Consider the training cost for softmax regression (I will use the term multinomial logistic regression):

$$ J( \theta ) = - \sum^m_{i=1} \sum^K_{k=1} 1 \{ y^{(i)} = k \} \log p(y^{(i)} = k \mid x^{(i)} ; \theta) $$

according to the UFLDL tutorial the derivative of the above function is:

$$ \bigtriangledown_{ \theta^{(k)} }J( \theta ) = -\sum^{m}_{i=1} [x^{(i)} (1 \{ y^{(i)} = k \} - p(y^{(i)} = k \mid x^{(i)} ; \theta) ) ] $$

however, they didn't include the derivation. Does someone know what the derivation is?

I have tried taking the derivative of it but even my initial steps seems to disagree with the final form they have.

So I first took the gradient $\bigtriangledown_{ \theta^{(k)} }J( \theta )$ as they suggested:

$$ \bigtriangledown_{ \theta^{(k)} } J( \theta ) = - \bigtriangledown_{ \theta^{(k)} } \sum^m_{i=1} \sum^K_{k=1} 1 \{ y^{(i)} = k \} \log p(y^{(i)} = k \mid x^{(i)} ; \theta) $$

but since we are taking the gradient with respect to $\theta^{(k)}$, only the term that matches this specific k will be non-zero when we taking derivatives.
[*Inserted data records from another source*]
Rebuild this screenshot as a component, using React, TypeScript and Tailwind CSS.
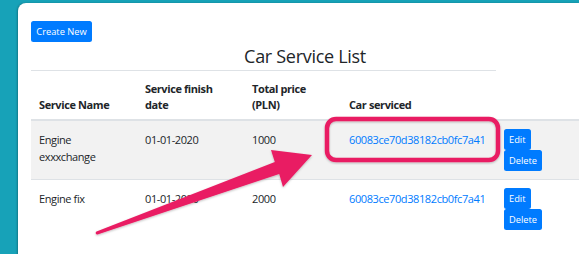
import React from "react";

const Btn = ({ children, className = "" }: { children: React.ReactNode; className?: string }) => (
  <button
    className={
      "block h-[21px] px-[5px] bg-[#007bff] text-white text-[9.3px] leading-[21px] rounded-[2.5px] " +
      className
    }
  >
    {children}
  </button>
);

const rows = [
  { name: "Engine exxxchange", date: "01-01-2020", price: "1000", car: "60083ce70d38182cb0fc7a41", striped: true },
  { name: "Engine fix", date: "01-01-2020", price: "2000", car: "60083ce70d38182cb0fc7a41", striped: false },
];

export default function App() {
  return (
    <div className="relative w-[579px] h-[254px] overflow-hidden bg-[#17a2b8] pl-[18px] pt-[3px] font-['Open_Sans',sans-serif] text-[#212529]">
      <div className="h-[260px] bg-white rounded-tl-[8px] pl-[13px] pt-[18px] shadow-[-1px_0_2px_rgba(0,0,0,0.25)]">
        <Btn className="w-[61px] px-0">Create New</Btn>
        <div className="w-[548px]">
          <div className="mt-[2px] text-center text-[18px] leading-[24px] mb-[2px] tracking-[-0.3px]">Car Service List</div>
          <table className="w-[548px] table-fixed border-collapse text-[11px] tracking-[-0.4px]">
            <colgroup>
              <col className="w-[106px]" />
              <col className="w-[107px]" />
              <col className="w-[97px]" />
              <col className="w-[155px]" />
              <col className="w-[83px]" />
            </colgroup>
            <thead>
              <tr>
                {["Service Name", "Service finish date", "Total price (PLN)", "Car serviced"].map((h) => (
                  <th
                    key={h}
                    className="border-t border-t-[#dee2e6] border-b-2 border-b-[#dee2e6] px-2 pt-[10px] pb-[6px] align-bottom text-left font-bold leading-[16px]"
                  >
                    {h}
                  </th>
                ))}
                <th className="border-b-2 border-b-[#dee2e6]"></th>
              </tr>
            </thead>
            <tbody>
              {rows.map((r, i) => (
                <tr key={i} className={r.striped ? "bg-[#f2f2f2]" : "bg-white"}>
                  <td className="h-[59px] border-t border-[#dee2e6] px-2 pt-[10px] align-top leading-[17px]">{r.name}</td>
                  <td className="border-t border-[#dee2e6] px-2 pt-[10px] align-top leading-[17px]">{r.date}</td>
                  <td className="border-t border-[#dee2e6] px-2 pt-[10px] align-top leading-[17px]">{r.price}</td>
                  <td className="border-t border-[#dee2e6] px-2 pt-[10px] align-top leading-[17px]">
                    <a className="text-[#007bff]">{r.car}</a>
                  </td>
                  <td className="border-t border-[#dee2e6] px-2 pt-2 align-top tracking-normal">
                    <div className="h-[42px]">
                      <Btn>Edit</Btn>
                      <Btn>Delete</Btn>
                    </div>
                  </td>
                </tr>
              ))}
            </tbody>
          </table>
        </div>
      </div>
      <svg className="absolute left-0 top-0 pointer-events-none" width="579" height="254" viewBox="0 0 579 254">
        <defs>
          <filter id="sh" x="-10%" y="-10%" width="120%" height="120%">
            <feDropShadow dx="0" dy="1" stdDeviation="0.8" floodColor="#000" floodOpacity="0.25" />
          </filter>
        </defs>
        <rect x="327" y="119" width="171" height="41" rx="9" fill="none" stroke="#e91e63" strokeWidth="4.5" filter="url(#sh)" />
        <path
          d="M96.5,231.6 L274.8,161.9 L271,150 L312,155 L283,187 L279.2,174.1 L97.5,234.4 A1.5,1.5 0 0 1 96.5,231.6 Z"
          fill="#e91e63"
          filter="url(#sh)"
        />
      </svg>
    </div>
  );
}
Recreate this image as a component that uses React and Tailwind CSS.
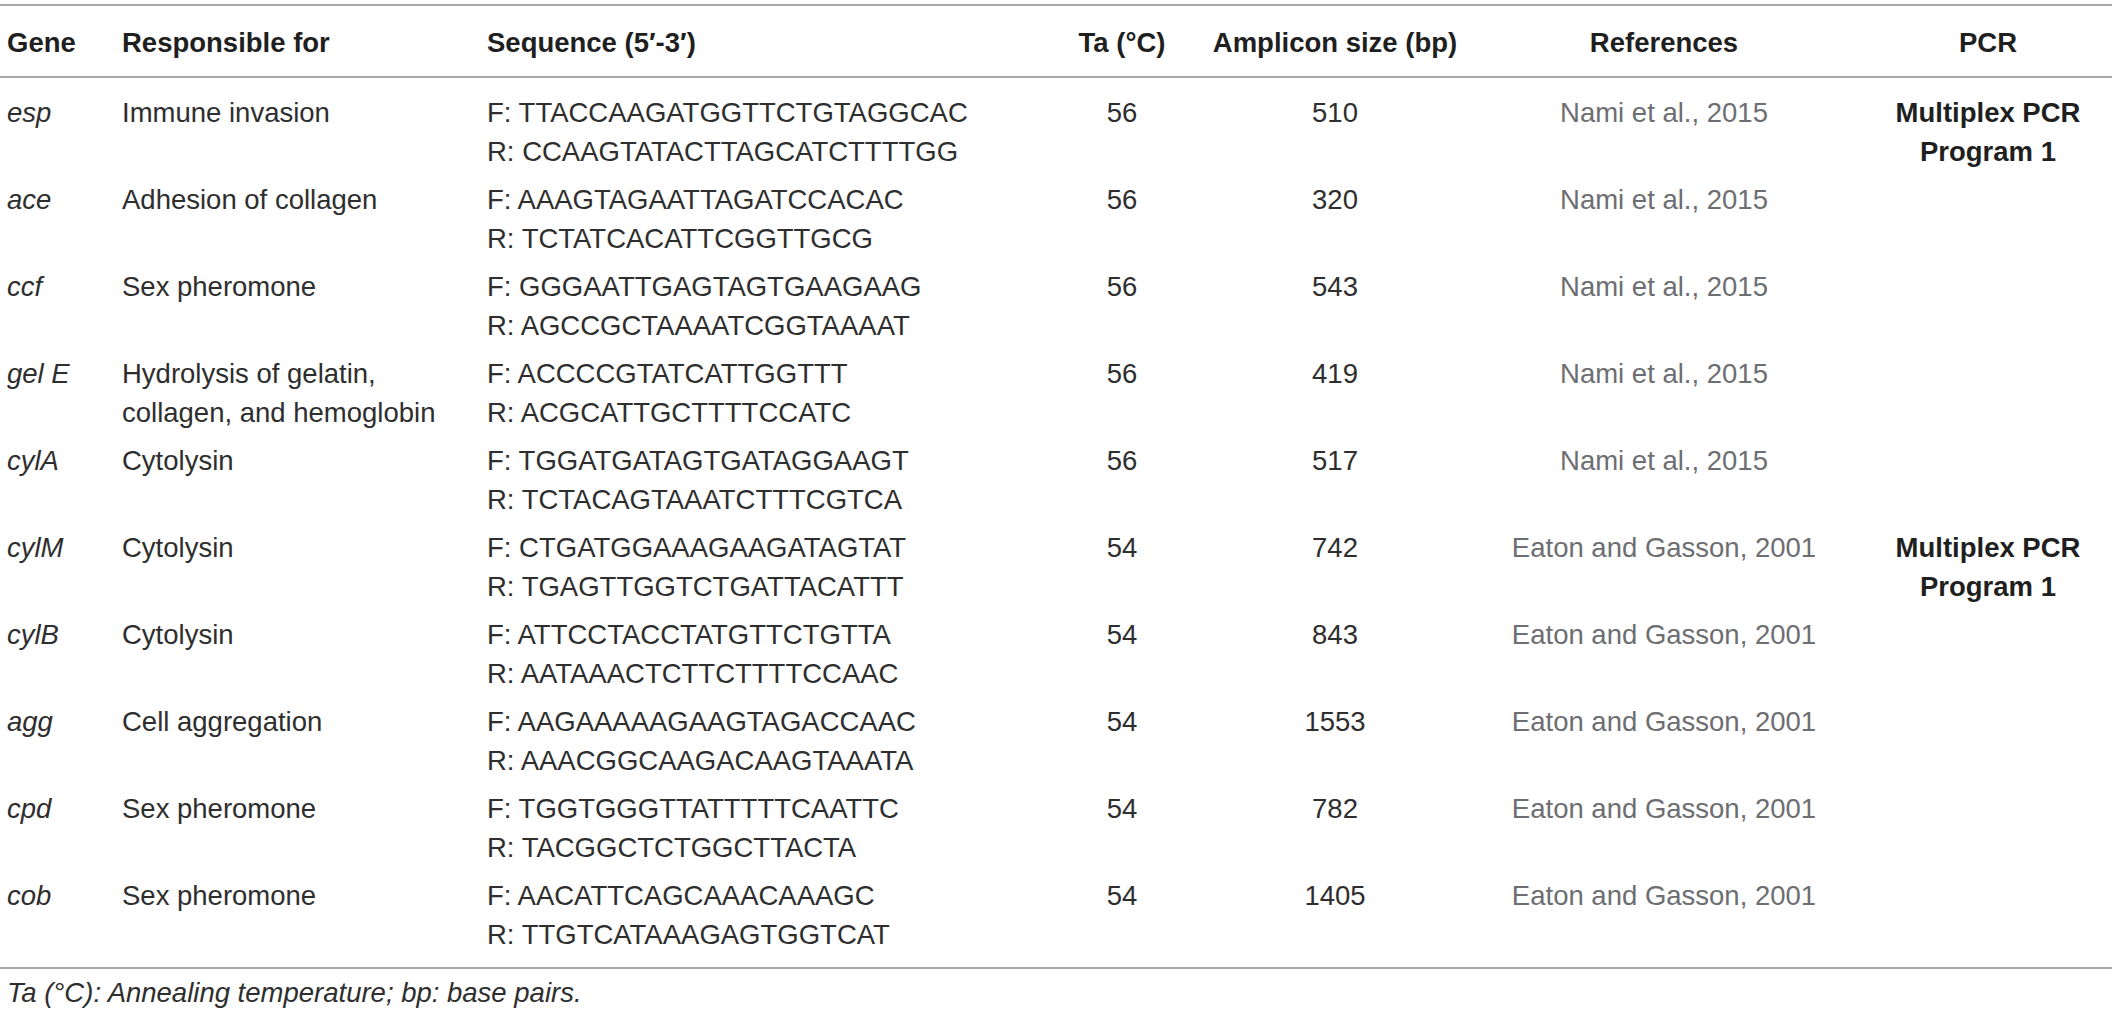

Hence:

$$ \bigtriangledown_{ \theta^{(k)} } J( \theta ) = - \sum^m_{i=1} \bigtriangledown_{ \theta^{(k)} } \log p(y^{(i)} = k \mid x^{(i)} ; \theta) $$

then if we proceed we get:

$$ - \sum^m_{i=1} \frac{1}{p(y^{(i)} = k \mid x^{(i)} ; \theta)} \bigtriangledown_{ \theta^{(k)} } p(y^{(i)} = k \mid x^{(i)} ; \theta) $$

however, at this point the equation looks so different from what the UDFL tutorial has plus the indicator function disappeared completely, that it makes me suspect that I probably made a mistake somewhere. On top of that it seems that the final derivative has difference, but I don't see any differences/subtractions on my derivation. I suspect a difference might come in when expressing the Quotient rule but the indicator function disappearing still worries me. Any ideas?